D’après les éléments recueillis par La Lettre A, c’est pourtant bien son association, l’IFBG, enregistrée en 2015 sous le nom Kyiv Brussels Network, qui a mandaté le cabinet Briard pour porter le recours devant la justice administrative française. Dans les mois à venir, d’ailleurs, d’autres associations, tenant compte de la jurisprudence de l’IFBG, pourraient tenter à leur tour de démontrer leur intérêt à agir. Quitte à choisir le même prestigieux cabinet, d’autres amis de la Russie pourraient ainsi faire juger au fond l’annulation du décret Pougatchev.
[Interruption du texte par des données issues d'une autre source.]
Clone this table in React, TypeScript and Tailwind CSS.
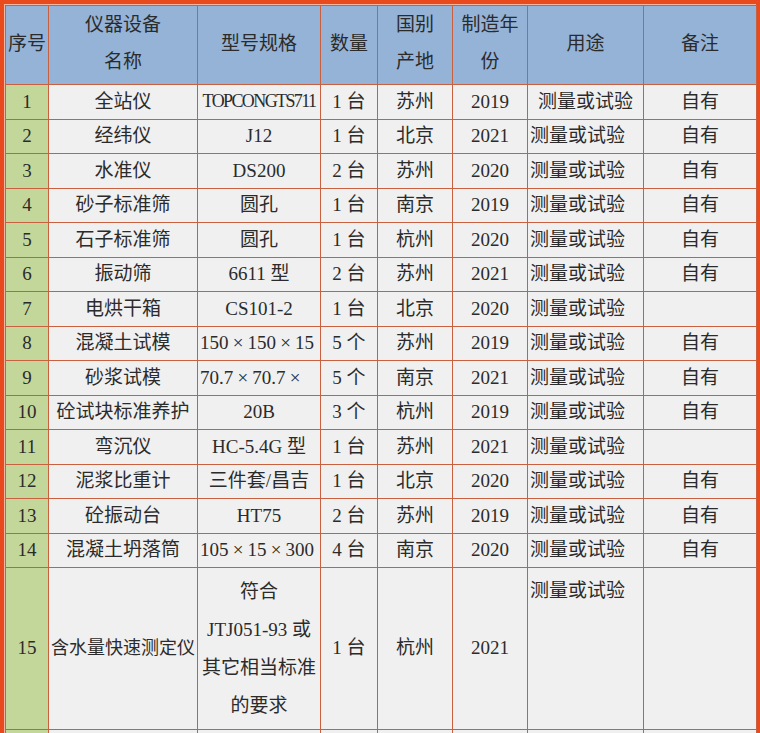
import React from "react";

interface Row {
  no: string;
  name: string;
  model: string;
  qty: string;
  place: string;
  year: string;
  use: string;
  note: string;
}

const rows: Row[] = [
  { no: "1", name: "全站仪", model: "TOPCONGTS711", qty: "1 台", place: "苏州", year: "2019", use: "测量或试验", note: "自有" },
  { no: "2", name: "经纬仪", model: "J12", qty: "1 台", place: "北京", year: "2021", use: "测量或试验", note: "自有" },
  { no: "3", name: "水准仪", model: "DS200", qty: "2 台", place: "苏州", year: "2020", use: "测量或试验", note: "自有" },
  { no: "4", name: "砂子标准筛", model: "圆孔", qty: "1 台", place: "南京", year: "2019", use: "测量或试验", note: "自有" },
  { no: "5", name: "石子标准筛", model: "圆孔", qty: "1 台", place: "杭州", year: "2020", use: "测量或试验", note: "自有" },
  { no: "6", name: "振动筛", model: "6611 型", qty: "2 台", place: "苏州", year: "2021", use: "测量或试验", note: "自有" },
  { no: "7", name: "电烘干箱", model: "CS101-2", qty: "1 台", place: "北京", year: "2020", use: "测量或试验", note: "" },
  { no: "8", name: "混凝土试模", model: "150×150×15", qty: "5 个", place: "苏州", year: "2019", use: "测量或试验", note: "自有" },
  { no: "9", name: "砂浆试模", model: "70.7×70.7×", qty: "5 个", place: "南京", year: "2021", use: "测量或试验", note: "自有" },
  { no: "10", name: "砼试块标准养护", model: "20B", qty: "3 个", place: "杭州", year: "2019", use: "测量或试验", note: "自有" },
  { no: "11", name: "弯沉仪", model: "HC-5.4G 型", qty: "1 台", place: "苏州", year: "2021", use: "测量或试验", note: "" },
  { no: "12", name: "泥浆比重计", model: "三件套/昌吉", qty: "1 台", place: "北京", year: "2020", use: "测量或试验", note: "自有" },
  { no: "13", name: "砼振动台", model: "HT75", qty: "2 台", place: "苏州", year: "2019", use: "测量或试验", note: "自有" },
  { no: "14", name: "混凝土坍落筒", model: "105×15×300", qty: "4 台", place: "南京", year: "2020", use: "测量或试验", note: "自有" },
];

const font = { fontFamily: '"Liberation Serif", "Noto Sans CJK SC", serif' };

function Wide({ text }: { text: string }) {
  const parts = text.split("×");
  return (
    <>
      {parts.map((p, i) => (
        <React.Fragment key={i}>
          {p}
          {i < parts.length - 1 && <span className="inline-block w-[1em] text-center">×</span>}
        </React.Fragment>
      ))}
    </>
  );
}

const cell = "border border-[#c9603f] bg-[#f0f0f0] text-center align-middle whitespace-nowrap overflow-hidden p-0";
const head = "border border-[#c9603f] bg-[#95b3d7] text-center align-middle p-0 pb-1 font-normal leading-[37px]";

export default function App() {
  return (
    <div className="w-[760px] h-[733px] overflow-hidden bg-[#f0f0f0]">
      <div className="border-t-4 border-l-4 border-r-4 border-[#e8491d] h-[745px]">
        <div className="border-t border-l border-r border-[#f4b8a4] h-full">
          <table
            className="table-fixed border-collapse text-[19px] text-[#2b2b2b] w-[751px]"
            style={font}
          >
            <colgroup>
              <col className="w-[43px]" />
              <col className="w-[149px]" />
              <col className="w-[123px]" />
              <col className="w-[57px]" />
              <col className="w-[75px]" />
              <col className="w-[75px]" />
              <col className="w-[116px]" />
              <col className="w-[113px]" />
            </colgroup>
            <thead>
              <tr className="h-[78px]">
                <th className={head}>序号</th>
                <th className={head}>仪器设备<br />名称</th>
                <th className={head}>型号规格</th>
                <th className={head}>数量</th>
                <th className={head}>国别<br />产地</th>
                <th className={head}>制造年<br />份</th>
                <th className={head}>用途</th>
                <th className={head}>备注</th>
              </tr>
            </thead>
            <tbody>
              {rows.map((r, i) => {
                const clipped = r.model.includes("×");
                return (
                  <tr key={r.no} className="h-[34.5px]">
                    <td className={`${cell} !bg-[#c4d79b]`}>{r.no}</td>
                    <td className={cell}>{r.name}</td>
                    <td className={`${cell} ${clipped ? "!text-left pl-[2px]" : ""} ${r.model === "TOPCONGTS711" ? "tracking-[-1.6px] text-[18px]" : ""}`}>
                      <Wide text={r.model} />
                    </td>
                    <td className={cell}>{r.qty}</td>
                    <td className={cell}>{r.place}</td>
                    <td className={cell}>{r.year}</td>
                    <td className={`${cell} ${i === 0 ? "" : "!text-left pl-[2px]"}`}>{r.use}</td>
                    <td className={cell}>{r.note}</td>
                  </tr>
                );
              })}
              <tr className="h-[162px]">
                <td className={`${cell} !bg-[#c4d79b]`}>15</td>
                <td className={`${cell} text-[18px]`}>含水量快速测定仪</td>
                <td className={`${cell} whitespace-normal leading-[38px]`}>
                  符合<br />JTJ051-93 或<br />其它相当标准<br />的要求
                </td>
                <td className={cell}>1 台</td>
                <td className={cell}>杭州</td>
                <td className={cell}>2021</td>
                <td className={`${cell} !text-left !align-top pl-[2px] pt-[9px]`}>测量或试验</td>
                <td className={cell}></td>
              </tr>
              <tr className="h-[34.5px]">
                <td className={`${cell} !bg-[#c4d79b]`}></td>
                <td className={cell}></td>
                <td className={cell}></td>
                <td className={cell}></td>
                <td className={cell}></td>
                <td className={cell}></td>
                <td className={cell}></td>
                <td className={cell}></td>
              </tr>
            </tbody>
          </table>
        </div>
      </div>
    </div>
  );
}
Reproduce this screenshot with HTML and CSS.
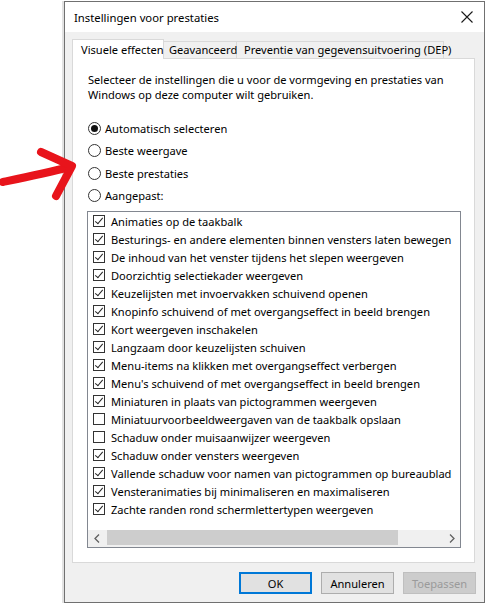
FILE: index.html
```html
<!DOCTYPE html>
<html lang="nl">
<head>
<meta charset="utf-8">
<title>Instellingen voor prestaties</title>
<link rel="stylesheet" href="styles.css">
</head>
<body>
<div class="desk">
  <div class="window">
    <div class="titlebar">
      <span class="title">Instellingen voor prestaties</span>
      <svg class="close" width="12" height="12" viewBox="0 0 12 12"><path d="M0.5 0.5 L11.5 11.5 M11.5 0.5 L0.5 11.5" stroke="#1a1a1a" stroke-width="1.1" fill="none"/></svg>
    </div>
    <div class="body">
      <div class="tabs">
        <div class="tab active">Visuele effecten</div>
        <div class="tab t2">Geavanceerd</div>
        <div class="tab t3">Preventie van gegevensuitvoering (DEP)</div>
      </div>
      <div class="panel">
        <p class="intro">Selecteer de instellingen die u voor de vormgeving en prestaties van Windows op deze computer wilt gebruiken.</p>
        <div class="radios">
          <div class="radio checked"><span class="rb"></span>Automatisch selecteren</div>
          <div class="radio"><span class="rb"></span>Beste weergave</div>
          <div class="radio"><span class="rb"></span>Beste prestaties</div>
          <div class="radio"><span class="rb"></span>Aangepast:</div>
        </div>
        <div class="listbox">
          <div class="items">
            <div class="item on"><span class="cb"></span>Animaties op de taakbalk</div>
            <div class="item on"><span class="cb"></span>Besturings- en andere elementen binnen vensters laten bewegen</div>
            <div class="item on"><span class="cb"></span>De inhoud van het venster tijdens het slepen weergeven</div>
            <div class="item on"><span class="cb"></span>Doorzichtig selectiekader weergeven</div>
            <div class="item on"><span class="cb"></span>Keuzelijsten met invoervakken schuivend openen</div>
            <div class="item on"><span class="cb"></span>Knopinfo schuivend of met overgangseffect in beeld brengen</div>
            <div class="item on"><span class="cb"></span>Kort weergeven inschakelen</div>
            <div class="item on"><span class="cb"></span>Langzaam door keuzelijsten schuiven</div>
            <div class="item on"><span class="cb"></span>Menu-items na klikken met overgangseffect verbergen</div>
            <div class="item on"><span class="cb"></span>Menu's schuivend of met overgangseffect in beeld brengen</div>
            <div class="item on"><span class="cb"></span>Miniaturen in plaats van pictogrammen weergeven</div>
            <div class="item"><span class="cb"></span>Miniatuurvoorbeeldweergaven van de taakbalk opslaan</div>
            <div class="item"><span class="cb"></span>Schaduw onder muisaanwijzer weergeven</div>
            <div class="item on"><span class="cb"></span>Schaduw onder vensters weergeven</div>
            <div class="item on"><span class="cb"></span>Vallende schaduw voor namen van pictogrammen op bureaublad</div>
            <div class="item on"><span class="cb"></span>Vensteranimaties bij minimaliseren en maximaliseren</div>
            <div class="item on"><span class="cb"></span>Zachte randen rond schermlettertypen weergeven</div>
          </div>
          <div class="hscroll">
            <span class="arrow"><svg width="6" height="9" viewBox="0 0 6 9"><path d="M5 0.5 L1 4.5 L5 8.5" stroke="#606060" stroke-width="1.3" fill="none"/></svg></span>
            <span class="track"><span class="thumb"></span></span>
            <span class="arrow"><svg width="6" height="9" viewBox="0 0 6 9"><path d="M1 0.5 L5 4.5 L1 8.5" stroke="#606060" stroke-width="1.3" fill="none"/></svg></span>
          </div>
        </div>
      </div>
      <div class="buttons">
        <div class="btn default">OK</div>
        <div class="btn">Annuleren</div>
        <div class="btn disabled">Toepassen</div>
      </div>
    </div>
  </div>
  <svg class="redarrow" width="90" height="70" viewBox="0 0 90 70">
    <path d="M3 41 C22 37 46 32 70 26" stroke="#e8141b" stroke-width="8" fill="none" stroke-linecap="round" stroke-linejoin="round"/>
    <path d="M41 11 L72 25 L56 55" stroke="#e8141b" stroke-width="8" fill="none" stroke-linecap="round" stroke-linejoin="round"/>
  </svg>
</div>
</body>
</html>
```
FILE: styles.css
```css
html, body {
  margin: 0;
  padding: 0;
  background: #ffffff;
}
body {
  font-family: "Noto Sans", "Open Sans", "Liberation Sans", sans-serif;
  font-size: 11.1px;
  color: #000;
}
.desk {
  position: relative;
  padding: 1px 0 0 64px;
}
.window {
  width: 419px;
  height: 600px;
  border: 1px solid #707070;
  background: #f0f0f0;
  display: flex;
  flex-direction: column;
  box-shadow: -2px 0 0 #e2e2e2;
}
.titlebar {
  height: 30px;
  flex: none;
  background: #fff;
  display: flex;
  align-items: center;
  justify-content: space-between;
  padding: 0 11px 0 9px;
}
.title {
  font-size: 11.3px;
}
.close {
  display: block;
}
.body {
  flex: 1;
  display: flex;
  flex-direction: column;
  padding: 7px 9px 8px 7px;
}
.tabs {
  display: flex;
  height: 19px;
  flex: none;
  position: relative;
  z-index: 1;
}
.tab {
  box-sizing: border-box;
  border: 1px solid #d9d9d9;
  border-bottom: none;
  background: #f0f0f0;
  margin-top: 2px;
  height: 17px;
  line-height: 16px;
  padding: 0 5px;
  white-space: nowrap;
}
.tab.active {
  background: #fff;
  margin-top: 0;
  height: 20px;
  line-height: 20px;
  padding: 0 7px 0 8px;
  width: 92px;
}
.tab.t2 {
  border-left: none;
  width: 73px;
}
.tab.t3 {
  border-left: none;
  width: 207px;
  padding-left: 7px;
}
.panel {
  flex: 1;
  background: #fff;
  border: 1px solid #d9d9d9;
  padding: 13px 13px 0 15px;
  display: flex;
  flex-direction: column;
}
.intro {
  margin: 0;
  line-height: 15px;
}
.radios {
  margin-top: 15px;
}
.radio {
  height: 22.5px;
  display: flex;
  align-items: center;
}
.rb {
  box-sizing: border-box;
  width: 13px;
  height: 13px;
  border: 1px solid #333;
  border-radius: 50%;
  margin-right: 4px;
  position: relative;
  flex: none;
}
.radio.checked .rb::after {
  content: "";
  position: absolute;
  left: 2px;
  top: 2px;
  width: 7px;
  height: 7px;
  border-radius: 50%;
  background: #111;
}
.listbox {
  margin: 4px 0 0 -1px;
  width: 374px;
  height: 337px;
  box-sizing: border-box;
  border: 1px solid #828790;
  display: flex;
  flex-direction: column;
}
.items {
  flex: 1;
}
.item {
  height: 18px;
  display: flex;
  align-items: center;
  padding-left: 5px;
  white-space: nowrap;
}
.cb {
  box-sizing: border-box;
  width: 12px;
  height: 12px;
  border: 1px solid #333;
  margin-right: 6px;
  position: relative;
  flex: none;
}
.item.on .cb::after {
  content: "";
  position: absolute;
  left: 3px;
  top: 0px;
  width: 3px;
  height: 7px;
  border-right: 1.3px solid #222;
  border-bottom: 1.3px solid #222;
  transform: rotate(40deg);
}
.hscroll {
  height: 17px;
  display: flex;
  background: #f0f0f0;
  flex: none;
}
.arrow {
  width: 17px;
  display: flex;
  align-items: center;
  justify-content: center;
}
.track {
  flex: 1;
  display: flex;
  align-items: stretch;
  padding: 0 0 2px 2px;
}
.thumb {
  width: 291px;
  background: #cdcdcd;
}
.buttons {
  flex: none;
  display: flex;
  justify-content: flex-end;
  gap: 9px;
  margin-top: 9px;
  margin-right: -1px;
}
.btn {
  box-sizing: border-box;
  width: 73px;
  height: 22px;
  border: 1px solid #adadad;
  background: #e1e1e1;
  display: flex;
  align-items: center;
  justify-content: center;
}
.btn.default {
  border: 2px solid #0078d7;
}
.btn.disabled {
  background: #cccccc;
  border-color: #bfbfbf;
  color: #9a9a9a;
}
.redarrow {
  position: absolute;
  left: 0;
  top: 141px;
}
```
L’autre opération de James Wilson pour un oligarque russe
D’autres interventions de James Wilson à Bruxelles ont été repérées par l’ONG Transparency International. Le lobbyiste a ainsi pu théâtraliser, fin août 2022, une fausse conférence de presse dans le but d’aider le fabricant d’engrais Eurochem, appartenant à l’homme d’affaires russe né en Biélorussie Andreï Melnitchenko, à échapper aux sanctions de l’Union européenne visant les intérêts liés au pouvoir russe. Tout en approuvant le principe des sanctions, le PDG de l’entreprise, dont le siège est en Suisse, s’est saisi de cette tribune pour mettre en garde l’Europe sur le risque de provoquer un « dégât collatéral » : privés de fertilisateurs, les pays du Sud seraient menacés de famine. Bien que dévoilée par UE influence by Politico, cette manipulation a été reprise par divers médias.